### WHAT NEEDS TO BE DONE
Gather all lines in the records below that include the word "this".

### EXTRACTED RECORDS
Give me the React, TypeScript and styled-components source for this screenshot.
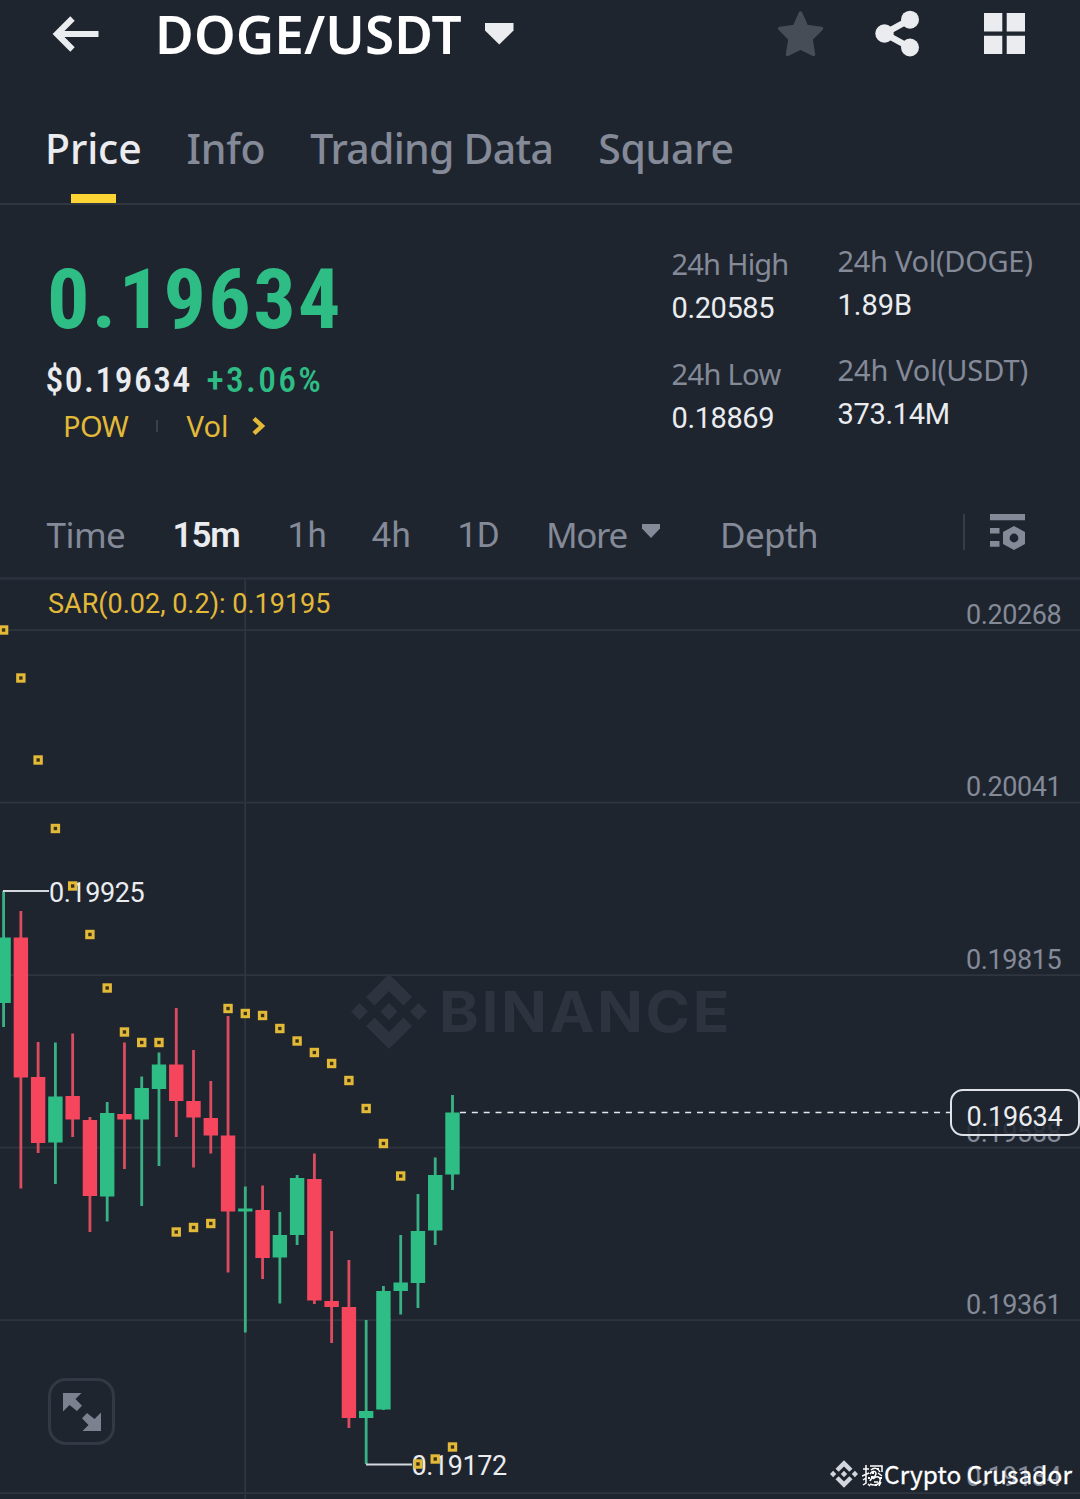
import React from "react";
import styled, { createGlobalStyle, css } from "styled-components";

const color = {
  bg: "#1f252f",
  line: "#2f353f",
  text: "#eaecef",
  bright: "#ffffff",
  muted: "#848a97",
  green: "#2ebd85",
  red: "#f6465d",
  gold: "#e3b938",
  accent: "#fcd535",
  mark: "#2d343f",
};

const sans = `"Noto Sans", "Open Sans", sans-serif`;
const digits = `Roboto, "Noto Sans", sans-serif`;

const GlobalStyle = createGlobalStyle`
  body { margin: 0; background: ${color.bg}; }
  * { box-sizing: border-box; }
`;

const Screen = styled.main`
  width: 1080px;
  height: 1499px;
  overflow: hidden;
  display: flex;
  flex-direction: column;
  background: ${color.bg};
  color: ${color.text};
  font-family: ${sans};
  white-space: nowrap;
`;

const Header = styled.header`
  height: 68px;
  display: flex;
  align-items: center;
  padding: 0 54px 0 52px;
`;

const PairName = styled.h1`
  margin: 0 23.5px 0 55px;
  font-size: 53px;
  line-height: 68px;
  font-weight: 600;
  letter-spacing: 0.1px;
  color: ${color.bright};
`;

const HeaderActions = styled.div`
  margin-left: auto;
  display: flex;
  align-items: center;
`;

const ActionIcon = styled.svg<{ $gap?: number }>`
  display: block;
  margin-left: ${(p) => p.$gap ?? 0}px;
`;

const Tabs = styled.nav`
  height: 137px;
  display: flex;
  gap: 45px;
  padding: 51.5px 45px 0;
  border-bottom: 2px solid #313741;
`;

const Tab = styled.a<{ $active?: boolean; $spacing?: number }>`
  display: flex;
  flex-direction: column;
  align-items: center;
  justify-content: space-between;
  font-size: 41px;
  line-height: 56px;
  font-weight: 500;
  letter-spacing: ${(p) => p.$spacing ?? 0}px;
  color: ${(p) => (p.$active ? color.text : color.muted)};
`;

const TabIndicator = styled.span`
  width: 45px;
  height: 9px;
  background: ${color.accent};
`;

const Summary = styled.section`
  height: 275px;
  display: flex;
  padding-left: 47px;
`;

const PriceColumn = styled.div`
  width: 624.5px;
  padding-top: 46px;
`;

const LastPrice = styled.div`
  font-family: ${digits};
  font-stretch: 75%;
  font-size: 84px;
  line-height: 98px;
  font-weight: 700;
  letter-spacing: 2.4px;
  color: ${color.green};
`;

const FiatRow = styled.div`
  display: flex;
  margin: 9.5px 0 0 -1.5px;
  font-family: ${digits};
  font-stretch: 75%;
  font-size: 35.5px;
  line-height: 42px;
  font-weight: 500;
`;

const FiatPrice = styled.span`
  width: 161px;
  letter-spacing: 1.5px;
`;

const Change = styled.span`
  color: ${color.green};
  letter-spacing: 2.3px;
`;

const TagRow = styled.div`
  display: flex;
  align-items: center;
  margin: 5.3px 0 0 16px;
  font-size: 29px;
  line-height: 40px;
  color: ${color.gold};
`;

const TagName = styled.span<{ $spacing?: number }>`
  letter-spacing: ${(p) => p.$spacing ?? 0}px;
`;

const TagDivider = styled.span`
  width: 2px;
  height: 12px;
  margin: 0 28.5px 0 28px;
  background: #3a404b;
`;

const StatColumn = styled.dl<{ $top: number; $width?: number }>`
  margin: 0;
  width: ${(p) => p.$width ?? 240}px;
  padding-top: ${(p) => p.$top}px;
`;

const StatLabel = styled.dt<{ $spacing: number; $above?: number }>`
  font-size: 29px;
  line-height: 40px;
  color: ${color.muted};
  letter-spacing: ${(p) => p.$spacing}px;
  margin-top: ${(p) => p.$above ?? 0}px;
`;

const StatValue = styled.dd<{ $spacing?: number }>`
  margin: 6.7px 0 0;
  font-family: ${digits};
  font-size: 29px;
  line-height: 34px;
  letter-spacing: ${(p) => p.$spacing ?? -0.4}px;
  color: ${color.text};
`;

const Intervals = styled.nav`
  height: 97px;
  display: flex;
  padding: 31px 54px 0 46.5px;
`;

const Interval = styled.a<{ $width: number; $digits?: boolean; $active?: boolean; $spacing?: number }>`
  width: ${(p) => p.$width}px;
  display: flex;
  align-items: baseline;
  font-size: 35px;
  line-height: 48px;
  letter-spacing: ${(p) => p.$spacing ?? 0}px;
  color: ${(p) => (p.$active ? color.text : color.muted)};
  ${(p) =>
    p.$digits &&
    css`
      font-family: ${digits};
      padding-top: 1.4px;
    `}
  ${(p) => p.$active && css`font-weight: 600;`}
`;

const CaretDown = styled.svg`
  display: block;
  margin-left: 15px;
  align-self: flex-start;
  margin-top: 13px;
`;

const Settings = styled.div`
  margin-left: auto;
  height: 36px;
  margin-top: 3px;
  display: flex;
  gap: 25px;
  align-items: center;
`;

const SettingsDivider = styled.span`
  width: 2px;
  height: 36px;
  background: #373d48;
`;

const ChartPanel = styled.section`
  position: relative;
  height: 922px;
`;

const ChartSvg = styled.svg`
  display: block;
`;

const AxisText = styled.text<{ $spacing?: number }>`
  font-family: ${digits};
  font-size: 27px;
  letter-spacing: ${(p) => p.$spacing ?? -0.4}px;
`;

const Wordmark = styled.text`
  font-family: Inter, "Noto Sans", sans-serif;
  font-size: 56.5px;
  font-weight: 700;
  letter-spacing: 2.4px;
  fill: ${color.mark};
`;

const PriceTag = styled.div`
  position: absolute;
  left: 949.5px;
  top: 512px;
  width: 130px;
  height: 47px;
  padding: 10px 0 0 15px;
  border: 2px solid #dfe2e8;
  border-radius: 13px;
  background: rgba(31, 37, 47, 0.86);
  font-family: ${digits};
  font-size: 27px;
  line-height: 32px;
  letter-spacing: -0.35px;
  color: ${color.text};
`;

const ExpandButton = styled.button`
  position: absolute;
  left: 48px;
  top: 801px;
  width: 67px;
  height: 67px;
  padding: 0;
  display: grid;
  place-items: center;
  border: 3px solid #323944;
  border-radius: 18px;
  background: transparent;
`;

const Credit = styled.div`
  position: absolute;
  left: 830px;
  top: 879px;
  display: flex;
  align-items: center;
  height: 36px;
  font-family: "Noto Sans CJK SC", "Noto Sans", sans-serif;
  font-size: 24.4px;
  font-weight: 400;
  line-height: 36px;
  letter-spacing: 0.1px;
  color: #ffffff;
  -webkit-text-stroke: 0.3px #ffffff;
`;

const CreditGlyph = styled.svg`
  display: block;
  margin: 2px 1px 0 4px;
`;

type Candle = [up: 0 | 1, high: number, low: number, top: number, bottom: number];

const candles: Candle[] = [
  [1, 891, 1027, 937.5, 1003],
  [0, 911, 1188.5, 937.5, 1077.5],
  [0, 1042, 1153, 1077, 1143],
  [1, 1042.5, 1184, 1096.5, 1142.5],
  [0, 1033.5, 1137, 1096, 1119.5],
  [0, 1117, 1232, 1120, 1196],
  [1, 1102, 1221.5, 1113, 1196.5],
  [0, 1042.5, 1169, 1114, 1119.5],
  [1, 1076.5, 1206, 1088, 1119.5],
  [1, 1052.5, 1166, 1064.5, 1089],
  [0, 1008, 1137, 1064.5, 1101],
  [0, 1050, 1167.5, 1101, 1117.5],
  [0, 1081, 1153.5, 1118, 1135.5],
  [0, 1016, 1272.5, 1135.5, 1211.5],
  [1, 1186.5, 1332.5, 1208.5, 1211.5],
  [0, 1185.5, 1279, 1210, 1258],
  [1, 1212, 1303.5, 1235, 1257.5],
  [1, 1175, 1245, 1178, 1235],
  [0, 1153.5, 1304, 1179, 1300.5],
  [0, 1231, 1343, 1301, 1307],
  [0, 1260, 1428, 1307, 1418],
  [1, 1320, 1464, 1411, 1418],
  [1, 1286, 1410, 1291, 1409.5],
  [1, 1235, 1314.5, 1282.5, 1291],
  [1, 1194, 1308, 1231, 1283],
  [1, 1157.5, 1245, 1175, 1230.5],
  [1, 1095, 1190, 1112.5, 1174.5],
];

const sar = [
  630, 678, 760, 828.5, 886, 934.5, 988, 1032, 1042.5, 1042.5, 1232, 1227.5, 1223.5, 1008.5,
  1013.5, 1015.5, 1028.5, 1041, 1052.5, 1063.5, 1080.5, 1108.5, 1143.5, 1176, 1464, 1459, 1447,
];

const axis: [label: string, y: number][] = [
  ["0.20268", 624],
  ["0.20041", 796],
  ["0.19815", 969],
  ["0.19588", 1142],
  ["0.19361", 1314],
  ["0.19134", 1486],
];

const gridLines = [630, 802.5, 975, 1147.5, 1320, 1493];

const candleX = (i: number) => 3.6 + i * 17.265;

function BinanceDiamond() {
  return (
    <>
      <path d="M0-37.5 23-14.5 14.5-6 0-20.5-14.5-6-23-14.5Z" />
      <path d="M0 37.5 23 14.5 14.5 6 0 20.5-14.5 6-23 14.5Z" />
      <path d="M0-8.5 8.5 0 0 8.5-8.5 0Z" />
      <path d="M-29.5-8.5-21 0-29.5 8.5-38 0Z" />
      <path d="M29.5-8.5 38 0 29.5 8.5 21 0Z" />
    </>
  );
}

function Chart() {
  return (
    <ChartSvg width="1080" height="922" viewBox="0 577 1080 922">
      <rect x="0" y="577" width="1080" height="3" fill="#2a303b" />
      {gridLines.map((y) => (
        <rect key={y} x="0" y={y - 0.8} width="1080" height="1.8" fill={color.line} />
      ))}
      <rect x="244.3" y="580" width="1.8" height="919" fill={color.line} />

      <g transform="translate(389 1011.5)" fill={color.mark}>
        <BinanceDiamond />
      </g>
      <Wordmark x="439" y="1032" textLength="293" lengthAdjust="spacingAndGlyphs">
        BINANCE
      </Wordmark>

      {axis.map(([label, y]) => (
        <AxisText key={label} x="966" y={y} fill={color.muted}>
          {label}
        </AxisText>
      ))}

      {candles.map(([up, high, low, top, bottom], i) => (
        <g key={i} fill={up ? color.green : color.red}>
          <rect
            x={candleX(i) - 1.4}
            y={high}
            width="2.8"
            height={low - high}
            fill={up ? "#38b284" : "#dc4c60"}
          />
          <rect x={candleX(i) - 7.2} y={top} width="14.4" height={bottom - top} />
        </g>
      ))}

      <rect x="3" y="890" width="46" height="2" fill="#d5d8de" />
      <AxisText x="49" y="902" fill={color.text}>0.19925</AxisText>
      <rect x="366" y="1463.5" width="46" height="2" fill="#d5d8de" />
      <AxisText x="411.5" y="1475" fill={color.text}>0.19172</AxisText>

      {sar.map((y, i) => (
        <rect
          key={i}
          x={candleX(i) - 3.2}
          y={y - 3.2}
          width="6.4"
          height="6.4"
          fill="#3a3118"
          stroke={color.gold}
          strokeWidth="3"
        />
      ))}

      <path d="M460 1112.5H950" stroke="#e4e7ec" strokeWidth="1.6" strokeDasharray="6 5.85" />
      <AxisText $spacing={0} x="48" y="613" fill={color.gold}>SAR(0.02, 0.2): 0.19195</AxisText>
    </ChartSvg>
  );
}

export default function App() {
  return (
    <Screen>
      <GlobalStyle />
      <Header>
        <svg width="48" height="36" viewBox="52 15.5 48 36">
          <path d="M98.5 33.5H58M72.5 18 57 33.5 72.5 49" fill="none" stroke={color.text} strokeWidth="6.2" />
        </svg>
        <PairName>DOGE/USDT</PairName>
        <svg width="29" height="22" viewBox="0 0 29 22">
          <path d="M0 0H28.5V7.5L14.25 21.5 0 7.5Z" fill={color.text} />
        </svg>
        <HeaderActions>
          <ActionIcon width="46" height="47" viewBox="778 10.5 46 47">
            <path
              d="M800.5 12.5 806.5 26 821.5 28 811 38.5 813.5 54 800.5 47.5 787.5 54 790 38.5 779.8 28 794.5 26Z"
              fill="#474d57"
              stroke="#474d57"
              strokeWidth="3.5"
              strokeLinejoin="round"
            />
          </ActionIcon>
          <ActionIcon $gap={51} width="45" height="48" viewBox="875 10 45 48">
            <path d="M910 19.5 884.5 33.5 910 47.5" fill="none" stroke={color.text} strokeWidth="6.5" />
            <circle cx="884.5" cy="33.5" r="9.2" fill={color.text} />
            <circle cx="910" cy="19.7" r="9" fill={color.text} />
            <circle cx="910" cy="47.5" r="9" fill={color.text} />
          </ActionIcon>
          <ActionIcon $gap={64} width="42" height="42" viewBox="0 0 42 42">
            <path d="M0 0H18.3V18.5H0ZM22.7 0H41V18.5H22.7ZM0 22.7H18.3V41H0ZM22.7 22.7H41V41H22.7Z" fill={color.text} />
          </ActionIcon>
        </HeaderActions>
      </Header>

      <Tabs>
        <Tab $active $spacing={-0.1}>
          Price
          <TabIndicator />
        </Tab>
        <Tab $spacing={-0.3}>Info</Tab>
        <Tab $spacing={-0.75}>Trading Data</Tab>
        <Tab $spacing={-0.25}>Square</Tab>
      </Tabs>

      <Summary>
        <PriceColumn>
          <LastPrice>0.19634</LastPrice>
          <FiatRow>
            <FiatPrice>$0.19634</FiatPrice>
            <Change>+3.06%</Change>
          </FiatRow>
          <TagRow>
            <TagName $spacing={-0.6}>POW</TagName>
            <TagDivider />
            <TagName>Vol</TagName>
            <svg width="38" height="20" viewBox="0 0 38 20">
              <path d="M26 2.5 34 10 26 17.5" fill="none" stroke={color.gold} strokeWidth="4.4" />
            </svg>
          </TagRow>
        </PriceColumn>
        <StatColumn $top={39.4} $width={166}>
          <StatLabel $spacing={-0.8}>24h High</StatLabel>
          <StatValue>0.20585</StatValue>
          <StatLabel $spacing={-0.65} $above={29.3}>24h Low</StatLabel>
          <StatValue>0.18869</StatValue>
        </StatColumn>
        <StatColumn $top={36}>
          <StatLabel $spacing={-0.3}>24h Vol(DOGE)</StatLabel>
          <StatValue $spacing={0}>1.89B</StatValue>
          <StatLabel $spacing={-0.06} $above={28.3}>24h Vol(USDT)</StatLabel>
          <StatValue $spacing={-0.3}>373.14M</StatValue>
        </StatColumn>
      </Summary>

      <Intervals>
        <Interval $width={126} $spacing={-0.55}>Time</Interval>
        <Interval $width={115} $digits $active $spacing={-1.1}>15m</Interval>
        <Interval $width={84} $digits $spacing={0.3}>1h</Interval>
        <Interval $width={86} $digits $spacing={0.3}>4h</Interval>
        <Interval $width={88.5} $digits $spacing={-0.4}>1D</Interval>
        <Interval $width={174} $spacing={-1.4}>
          More
          <CaretDown width="18" height="14" viewBox="0 0 18 14">
            <path d="M0 0H18V4.5L9 14 0 4.5Z" fill={color.muted} />
          </CaretDown>
        </Interval>
        <Interval $width={120} $spacing={-0.6}>Depth</Interval>
        <Settings>
          <SettingsDivider />
          <svg width="36" height="36" viewBox="0 0 36 36" fill={color.muted}>
            <path d="M0 0H35V6.3H0ZM0 14H9.5V19.5H0ZM0 27H9.5V32.8H0Z" />
            <path fillRule="evenodd" d="M24 12 35 18V30L24 36 13 30V18ZM24 19.6A4.4 4.4 0 1 0 24 28.4 4.4 4.4 0 1 0 24 19.6Z" />
          </svg>
        </Settings>
      </Intervals>

      <ChartPanel>
        <Chart />
        <PriceTag>0.19634</PriceTag>
        <ExpandButton>
          <svg width="38" height="38" viewBox="0 0 38 38" fill="#7b818e">
            <path d="M0 0H18.5L12.5 6 19 12.8 14 18 6.5 12 0 18.5Z" />
            <path d="M38 38H19.5L25.5 32 19 25.2 24 20 31.5 26 38 19.5Z" />
          </svg>
        </ExpandButton>
        <Credit>
          <svg width="28" height="28" viewBox="-38 -38 76 76" fill="#d3d6de">
            <BinanceDiamond />
          </svg>
          <CreditGlyph width="21" height="23" viewBox="0 0 21 23" fill="none" stroke="#fff" strokeWidth="1.5">
            <path d="M1 5H7M4 1V19L1 21M0 12 7 9M8 2H20V8M9 6C12 3 16 4 18 8M8 10C11 6 14 7 14 10S9 13 8 17M11 15C15 11 19 13 18 17S12 22 8 20M16 9 20 12M12 18H16M1 16 4 14M6 20 8 22M19 18 17 22" />
            <path d="M10 9H12M15 5H17M6 14H8M13 21H15M17 14H20M9 13H11" strokeWidth="2" />
          </CreditGlyph>
          Crypto Crusador
        </Credit>
      </ChartPanel>
    </Screen>
  );
}
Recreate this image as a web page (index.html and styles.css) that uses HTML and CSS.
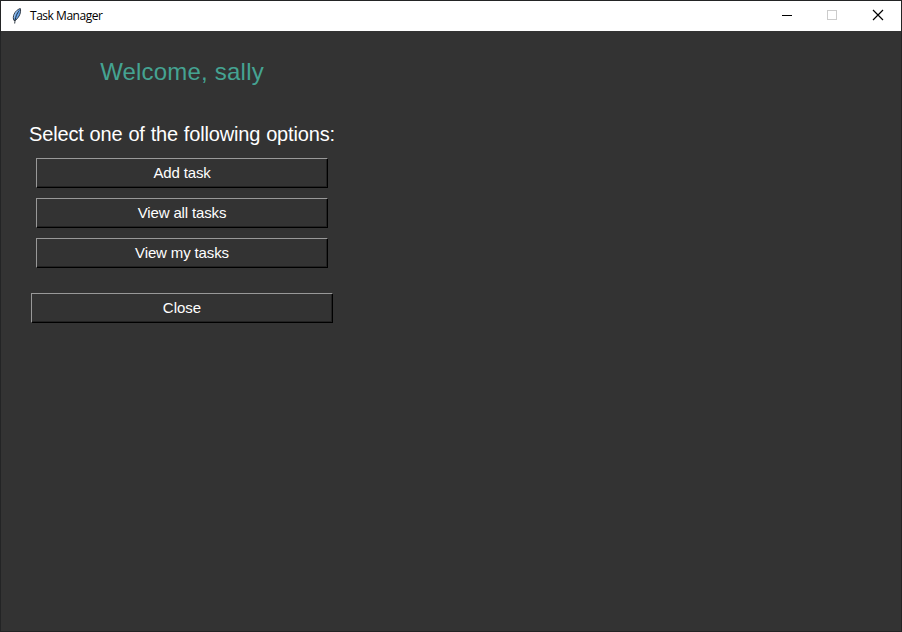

### THE COMPLETED TASK
Give me the React, TypeScript and styled-components source for this screenshot.
Recreate this image as a web page (index.html and styles.css) that uses HTML and CSS.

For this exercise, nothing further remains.